- _Given records_:
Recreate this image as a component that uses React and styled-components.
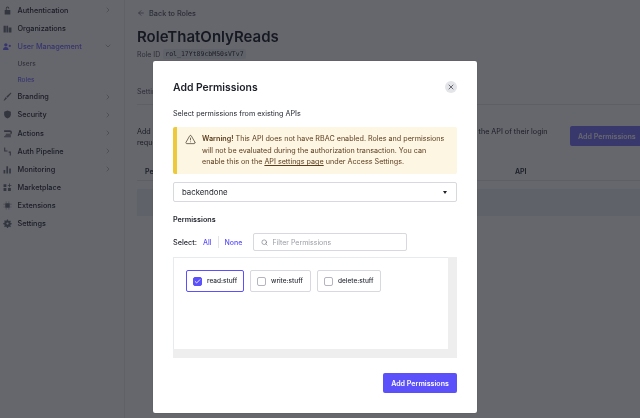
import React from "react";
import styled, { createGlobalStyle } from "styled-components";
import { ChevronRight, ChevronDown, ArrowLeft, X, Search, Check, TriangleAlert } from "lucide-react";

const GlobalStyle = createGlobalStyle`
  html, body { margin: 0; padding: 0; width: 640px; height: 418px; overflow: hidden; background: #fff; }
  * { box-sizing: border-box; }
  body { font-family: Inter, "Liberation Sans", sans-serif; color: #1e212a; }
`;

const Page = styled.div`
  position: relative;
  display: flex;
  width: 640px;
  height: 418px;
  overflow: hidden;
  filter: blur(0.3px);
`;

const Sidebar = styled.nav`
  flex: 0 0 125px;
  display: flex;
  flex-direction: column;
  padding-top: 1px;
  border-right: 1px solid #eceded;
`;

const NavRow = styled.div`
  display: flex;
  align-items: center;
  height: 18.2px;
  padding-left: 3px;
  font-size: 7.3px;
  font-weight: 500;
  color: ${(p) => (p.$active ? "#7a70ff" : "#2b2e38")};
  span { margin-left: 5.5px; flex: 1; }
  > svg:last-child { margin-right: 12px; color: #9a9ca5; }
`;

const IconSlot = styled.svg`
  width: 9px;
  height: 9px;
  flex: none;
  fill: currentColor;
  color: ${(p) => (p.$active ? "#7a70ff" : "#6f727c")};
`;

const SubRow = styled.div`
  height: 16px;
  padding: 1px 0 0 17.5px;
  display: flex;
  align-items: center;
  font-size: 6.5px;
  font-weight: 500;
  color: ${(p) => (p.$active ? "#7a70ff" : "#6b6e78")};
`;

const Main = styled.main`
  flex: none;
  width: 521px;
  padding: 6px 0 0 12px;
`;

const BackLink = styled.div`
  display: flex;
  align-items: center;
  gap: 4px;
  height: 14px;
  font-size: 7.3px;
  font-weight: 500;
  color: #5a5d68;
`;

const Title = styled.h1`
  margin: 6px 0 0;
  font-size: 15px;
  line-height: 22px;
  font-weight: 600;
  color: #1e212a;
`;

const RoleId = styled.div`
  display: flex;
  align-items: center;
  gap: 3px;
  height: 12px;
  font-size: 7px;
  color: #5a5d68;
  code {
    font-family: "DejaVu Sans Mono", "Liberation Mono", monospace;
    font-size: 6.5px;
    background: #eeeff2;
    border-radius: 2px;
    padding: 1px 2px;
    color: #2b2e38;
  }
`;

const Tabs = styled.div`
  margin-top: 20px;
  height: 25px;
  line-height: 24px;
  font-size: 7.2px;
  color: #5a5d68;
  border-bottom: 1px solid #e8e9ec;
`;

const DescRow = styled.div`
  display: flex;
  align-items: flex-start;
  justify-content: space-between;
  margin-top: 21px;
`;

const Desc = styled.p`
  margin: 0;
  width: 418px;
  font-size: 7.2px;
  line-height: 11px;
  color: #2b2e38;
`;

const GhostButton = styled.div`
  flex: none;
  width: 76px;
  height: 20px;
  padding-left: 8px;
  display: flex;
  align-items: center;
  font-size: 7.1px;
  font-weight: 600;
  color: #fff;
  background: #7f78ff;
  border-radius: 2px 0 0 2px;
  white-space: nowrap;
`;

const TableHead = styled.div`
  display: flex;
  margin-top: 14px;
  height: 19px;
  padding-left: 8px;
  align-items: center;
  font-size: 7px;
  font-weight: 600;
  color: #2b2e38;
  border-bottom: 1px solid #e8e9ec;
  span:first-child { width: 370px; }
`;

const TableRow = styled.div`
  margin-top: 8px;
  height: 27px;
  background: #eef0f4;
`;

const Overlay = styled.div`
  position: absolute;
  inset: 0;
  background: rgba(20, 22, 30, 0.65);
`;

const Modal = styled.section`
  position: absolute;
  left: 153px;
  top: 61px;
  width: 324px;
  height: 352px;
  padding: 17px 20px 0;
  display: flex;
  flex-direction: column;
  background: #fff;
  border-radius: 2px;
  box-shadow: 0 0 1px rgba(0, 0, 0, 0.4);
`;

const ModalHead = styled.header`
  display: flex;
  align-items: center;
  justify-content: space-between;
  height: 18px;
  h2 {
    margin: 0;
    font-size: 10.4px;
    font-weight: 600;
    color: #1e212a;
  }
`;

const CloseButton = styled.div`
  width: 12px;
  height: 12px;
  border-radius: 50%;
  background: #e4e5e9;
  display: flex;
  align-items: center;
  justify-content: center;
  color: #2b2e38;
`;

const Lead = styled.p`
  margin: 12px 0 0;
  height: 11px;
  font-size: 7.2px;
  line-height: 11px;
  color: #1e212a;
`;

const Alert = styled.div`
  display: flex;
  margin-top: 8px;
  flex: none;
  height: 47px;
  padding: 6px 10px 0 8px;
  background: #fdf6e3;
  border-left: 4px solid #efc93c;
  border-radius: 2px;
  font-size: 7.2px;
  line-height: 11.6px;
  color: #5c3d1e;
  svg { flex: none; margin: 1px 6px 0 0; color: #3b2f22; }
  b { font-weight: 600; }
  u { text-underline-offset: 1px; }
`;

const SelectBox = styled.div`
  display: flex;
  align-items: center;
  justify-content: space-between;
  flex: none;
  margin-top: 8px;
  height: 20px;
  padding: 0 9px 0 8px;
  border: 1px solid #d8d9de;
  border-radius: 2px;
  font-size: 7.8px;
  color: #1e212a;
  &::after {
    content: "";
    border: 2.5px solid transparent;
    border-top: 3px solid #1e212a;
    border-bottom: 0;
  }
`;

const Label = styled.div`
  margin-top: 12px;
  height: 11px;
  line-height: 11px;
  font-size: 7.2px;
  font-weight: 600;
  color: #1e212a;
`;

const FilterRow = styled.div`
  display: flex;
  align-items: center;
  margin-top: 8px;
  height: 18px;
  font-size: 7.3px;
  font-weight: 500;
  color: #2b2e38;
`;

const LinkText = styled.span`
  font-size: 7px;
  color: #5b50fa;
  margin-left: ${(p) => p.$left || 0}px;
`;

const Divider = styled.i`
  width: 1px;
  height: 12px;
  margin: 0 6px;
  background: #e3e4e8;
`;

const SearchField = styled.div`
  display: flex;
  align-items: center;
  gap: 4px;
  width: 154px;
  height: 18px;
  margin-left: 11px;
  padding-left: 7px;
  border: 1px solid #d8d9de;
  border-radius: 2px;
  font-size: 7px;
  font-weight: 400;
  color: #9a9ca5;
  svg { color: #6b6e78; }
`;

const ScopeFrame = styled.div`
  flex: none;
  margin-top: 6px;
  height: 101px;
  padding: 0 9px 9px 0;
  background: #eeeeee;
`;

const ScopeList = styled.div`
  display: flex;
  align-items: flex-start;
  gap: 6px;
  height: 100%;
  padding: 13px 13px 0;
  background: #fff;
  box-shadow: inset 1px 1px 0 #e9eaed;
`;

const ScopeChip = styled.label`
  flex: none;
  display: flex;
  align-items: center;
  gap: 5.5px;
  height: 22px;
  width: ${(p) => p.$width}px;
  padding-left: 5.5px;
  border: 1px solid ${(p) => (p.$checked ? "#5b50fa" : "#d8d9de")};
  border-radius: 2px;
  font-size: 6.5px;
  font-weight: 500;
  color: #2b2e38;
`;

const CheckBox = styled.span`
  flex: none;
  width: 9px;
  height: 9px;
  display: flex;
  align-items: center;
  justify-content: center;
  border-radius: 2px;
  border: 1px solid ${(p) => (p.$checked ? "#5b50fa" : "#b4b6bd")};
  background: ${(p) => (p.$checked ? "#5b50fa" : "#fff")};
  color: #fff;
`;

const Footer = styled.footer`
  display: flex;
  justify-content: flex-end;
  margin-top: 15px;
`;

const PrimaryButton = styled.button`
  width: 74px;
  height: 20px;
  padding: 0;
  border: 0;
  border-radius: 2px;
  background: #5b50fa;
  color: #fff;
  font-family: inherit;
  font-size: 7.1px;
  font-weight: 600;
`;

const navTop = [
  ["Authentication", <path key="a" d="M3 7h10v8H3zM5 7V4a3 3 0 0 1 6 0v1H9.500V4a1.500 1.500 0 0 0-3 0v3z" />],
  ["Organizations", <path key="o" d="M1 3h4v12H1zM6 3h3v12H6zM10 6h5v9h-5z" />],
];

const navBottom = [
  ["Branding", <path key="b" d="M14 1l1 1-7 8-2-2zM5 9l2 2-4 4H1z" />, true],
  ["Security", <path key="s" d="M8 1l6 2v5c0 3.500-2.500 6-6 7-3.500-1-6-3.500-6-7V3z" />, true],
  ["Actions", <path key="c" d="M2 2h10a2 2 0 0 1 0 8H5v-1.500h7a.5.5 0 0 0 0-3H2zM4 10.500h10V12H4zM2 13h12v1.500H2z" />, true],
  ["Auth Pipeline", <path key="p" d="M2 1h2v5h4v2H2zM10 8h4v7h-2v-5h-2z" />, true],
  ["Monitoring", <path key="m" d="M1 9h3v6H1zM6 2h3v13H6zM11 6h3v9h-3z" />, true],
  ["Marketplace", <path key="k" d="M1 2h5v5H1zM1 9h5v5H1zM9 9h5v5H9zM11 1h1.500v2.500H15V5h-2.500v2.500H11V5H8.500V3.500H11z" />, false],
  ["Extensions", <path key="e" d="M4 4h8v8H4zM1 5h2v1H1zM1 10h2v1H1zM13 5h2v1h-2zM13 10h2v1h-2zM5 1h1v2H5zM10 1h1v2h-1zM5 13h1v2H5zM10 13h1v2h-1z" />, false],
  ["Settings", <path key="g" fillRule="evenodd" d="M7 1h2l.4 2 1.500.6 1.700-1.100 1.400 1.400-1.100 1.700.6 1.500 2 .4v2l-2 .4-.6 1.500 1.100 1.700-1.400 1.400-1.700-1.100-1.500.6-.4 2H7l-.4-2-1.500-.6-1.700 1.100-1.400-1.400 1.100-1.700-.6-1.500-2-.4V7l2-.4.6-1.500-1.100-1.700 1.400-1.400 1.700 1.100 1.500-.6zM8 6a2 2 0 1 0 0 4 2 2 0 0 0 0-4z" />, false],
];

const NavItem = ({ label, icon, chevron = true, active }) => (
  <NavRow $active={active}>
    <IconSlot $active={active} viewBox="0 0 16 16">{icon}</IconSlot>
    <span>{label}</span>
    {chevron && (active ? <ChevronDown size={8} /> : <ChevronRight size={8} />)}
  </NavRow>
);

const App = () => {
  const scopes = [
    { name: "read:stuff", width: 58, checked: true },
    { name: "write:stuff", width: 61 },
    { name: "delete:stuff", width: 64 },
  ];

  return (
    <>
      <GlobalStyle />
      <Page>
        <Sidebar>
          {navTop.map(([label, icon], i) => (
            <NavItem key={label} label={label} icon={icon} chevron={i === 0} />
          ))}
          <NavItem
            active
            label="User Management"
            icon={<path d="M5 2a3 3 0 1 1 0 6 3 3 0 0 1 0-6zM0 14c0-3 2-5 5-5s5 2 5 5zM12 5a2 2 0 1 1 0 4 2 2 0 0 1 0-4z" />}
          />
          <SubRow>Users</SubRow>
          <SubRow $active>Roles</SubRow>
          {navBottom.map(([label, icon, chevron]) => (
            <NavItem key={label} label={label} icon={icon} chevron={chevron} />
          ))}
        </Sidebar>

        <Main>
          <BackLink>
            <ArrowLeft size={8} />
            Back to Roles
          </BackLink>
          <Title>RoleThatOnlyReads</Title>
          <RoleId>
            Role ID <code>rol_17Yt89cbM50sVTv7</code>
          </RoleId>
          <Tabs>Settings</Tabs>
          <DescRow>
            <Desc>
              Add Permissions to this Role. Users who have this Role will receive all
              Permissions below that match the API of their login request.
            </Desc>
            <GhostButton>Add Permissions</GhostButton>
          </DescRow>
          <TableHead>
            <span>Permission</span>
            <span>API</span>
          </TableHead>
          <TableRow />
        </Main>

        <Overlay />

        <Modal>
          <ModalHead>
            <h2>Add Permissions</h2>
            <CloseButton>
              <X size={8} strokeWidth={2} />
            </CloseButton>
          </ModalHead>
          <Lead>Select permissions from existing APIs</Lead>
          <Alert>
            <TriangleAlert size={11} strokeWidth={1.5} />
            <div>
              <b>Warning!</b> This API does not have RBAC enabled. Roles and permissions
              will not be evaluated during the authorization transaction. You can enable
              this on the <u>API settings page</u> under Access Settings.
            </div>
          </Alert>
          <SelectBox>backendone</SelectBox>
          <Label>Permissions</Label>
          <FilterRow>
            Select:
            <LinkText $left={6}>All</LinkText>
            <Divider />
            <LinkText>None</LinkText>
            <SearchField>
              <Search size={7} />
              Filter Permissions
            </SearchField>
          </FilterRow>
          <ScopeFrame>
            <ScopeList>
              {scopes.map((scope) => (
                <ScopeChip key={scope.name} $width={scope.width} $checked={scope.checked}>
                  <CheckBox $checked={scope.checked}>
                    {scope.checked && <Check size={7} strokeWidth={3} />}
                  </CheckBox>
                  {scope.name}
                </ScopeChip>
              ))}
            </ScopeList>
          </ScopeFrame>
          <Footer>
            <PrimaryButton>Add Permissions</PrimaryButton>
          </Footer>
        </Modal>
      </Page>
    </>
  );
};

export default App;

==

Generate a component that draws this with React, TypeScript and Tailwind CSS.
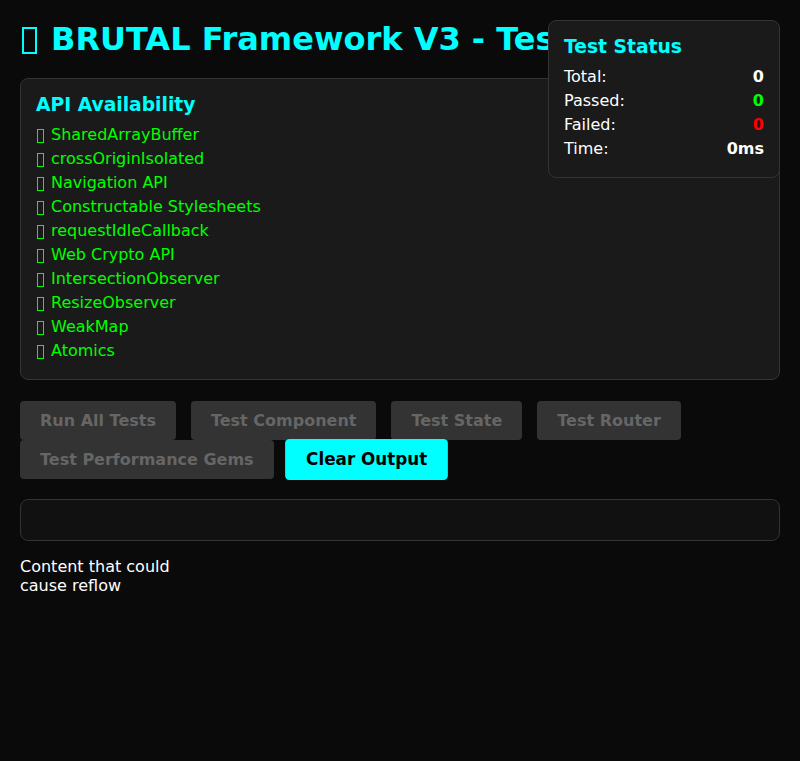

==

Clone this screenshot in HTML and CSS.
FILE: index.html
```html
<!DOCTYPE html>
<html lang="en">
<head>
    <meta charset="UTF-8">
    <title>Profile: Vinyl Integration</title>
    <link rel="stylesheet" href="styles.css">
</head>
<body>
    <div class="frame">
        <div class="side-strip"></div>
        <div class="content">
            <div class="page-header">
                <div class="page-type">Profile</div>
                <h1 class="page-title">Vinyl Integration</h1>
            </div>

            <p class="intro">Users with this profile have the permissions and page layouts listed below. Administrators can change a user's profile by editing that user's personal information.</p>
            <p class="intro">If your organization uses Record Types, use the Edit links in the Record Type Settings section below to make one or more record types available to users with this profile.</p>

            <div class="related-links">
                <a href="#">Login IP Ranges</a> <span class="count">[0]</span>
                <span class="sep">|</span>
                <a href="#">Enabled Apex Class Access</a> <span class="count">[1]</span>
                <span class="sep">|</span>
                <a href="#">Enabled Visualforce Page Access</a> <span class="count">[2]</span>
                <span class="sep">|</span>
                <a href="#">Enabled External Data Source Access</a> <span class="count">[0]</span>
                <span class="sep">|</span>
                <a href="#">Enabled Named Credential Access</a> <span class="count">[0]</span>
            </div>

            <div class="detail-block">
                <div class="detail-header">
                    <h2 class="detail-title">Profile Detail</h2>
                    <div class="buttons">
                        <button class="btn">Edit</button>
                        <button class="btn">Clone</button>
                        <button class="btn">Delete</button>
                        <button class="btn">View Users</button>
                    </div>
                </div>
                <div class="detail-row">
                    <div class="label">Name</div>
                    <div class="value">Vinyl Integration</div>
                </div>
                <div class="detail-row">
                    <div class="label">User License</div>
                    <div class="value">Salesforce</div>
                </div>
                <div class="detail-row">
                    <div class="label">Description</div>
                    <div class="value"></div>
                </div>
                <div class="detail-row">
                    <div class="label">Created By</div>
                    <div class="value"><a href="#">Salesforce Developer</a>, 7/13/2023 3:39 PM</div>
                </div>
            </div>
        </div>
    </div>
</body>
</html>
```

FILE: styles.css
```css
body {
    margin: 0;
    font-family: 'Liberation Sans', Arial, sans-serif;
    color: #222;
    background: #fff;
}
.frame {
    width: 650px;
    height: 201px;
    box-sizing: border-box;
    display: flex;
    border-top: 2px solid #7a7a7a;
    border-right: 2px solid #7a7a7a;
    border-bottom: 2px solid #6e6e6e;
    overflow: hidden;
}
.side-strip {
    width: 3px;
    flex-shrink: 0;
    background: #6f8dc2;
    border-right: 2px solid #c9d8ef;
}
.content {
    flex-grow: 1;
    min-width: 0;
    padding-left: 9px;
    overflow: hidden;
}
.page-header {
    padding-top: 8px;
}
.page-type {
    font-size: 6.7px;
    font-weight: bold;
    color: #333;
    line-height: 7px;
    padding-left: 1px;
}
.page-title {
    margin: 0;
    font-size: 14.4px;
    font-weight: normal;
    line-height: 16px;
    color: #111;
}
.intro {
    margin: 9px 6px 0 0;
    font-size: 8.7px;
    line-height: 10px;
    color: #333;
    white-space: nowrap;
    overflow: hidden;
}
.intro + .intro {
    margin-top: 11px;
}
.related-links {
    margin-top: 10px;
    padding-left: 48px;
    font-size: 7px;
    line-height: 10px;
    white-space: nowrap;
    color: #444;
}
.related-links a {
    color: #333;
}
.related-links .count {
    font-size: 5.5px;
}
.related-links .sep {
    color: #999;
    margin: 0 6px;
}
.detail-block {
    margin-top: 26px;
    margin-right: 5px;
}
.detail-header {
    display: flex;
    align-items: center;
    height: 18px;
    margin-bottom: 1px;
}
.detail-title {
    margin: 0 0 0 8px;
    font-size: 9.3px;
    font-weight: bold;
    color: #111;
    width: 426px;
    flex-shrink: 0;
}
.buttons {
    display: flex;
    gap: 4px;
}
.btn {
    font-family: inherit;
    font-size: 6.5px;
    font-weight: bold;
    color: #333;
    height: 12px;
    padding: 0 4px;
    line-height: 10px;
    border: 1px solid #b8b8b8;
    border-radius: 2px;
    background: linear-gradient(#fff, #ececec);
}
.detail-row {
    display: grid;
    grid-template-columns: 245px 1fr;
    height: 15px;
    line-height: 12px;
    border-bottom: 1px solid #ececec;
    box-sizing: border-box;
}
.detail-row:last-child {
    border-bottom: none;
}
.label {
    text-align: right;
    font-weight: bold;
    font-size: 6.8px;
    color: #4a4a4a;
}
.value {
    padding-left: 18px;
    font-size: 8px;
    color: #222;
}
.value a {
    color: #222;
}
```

- _What this task involves_: Of the lines in the material, how many include "Clone"? Respond with the number alone.

- _Solution for this task_: 2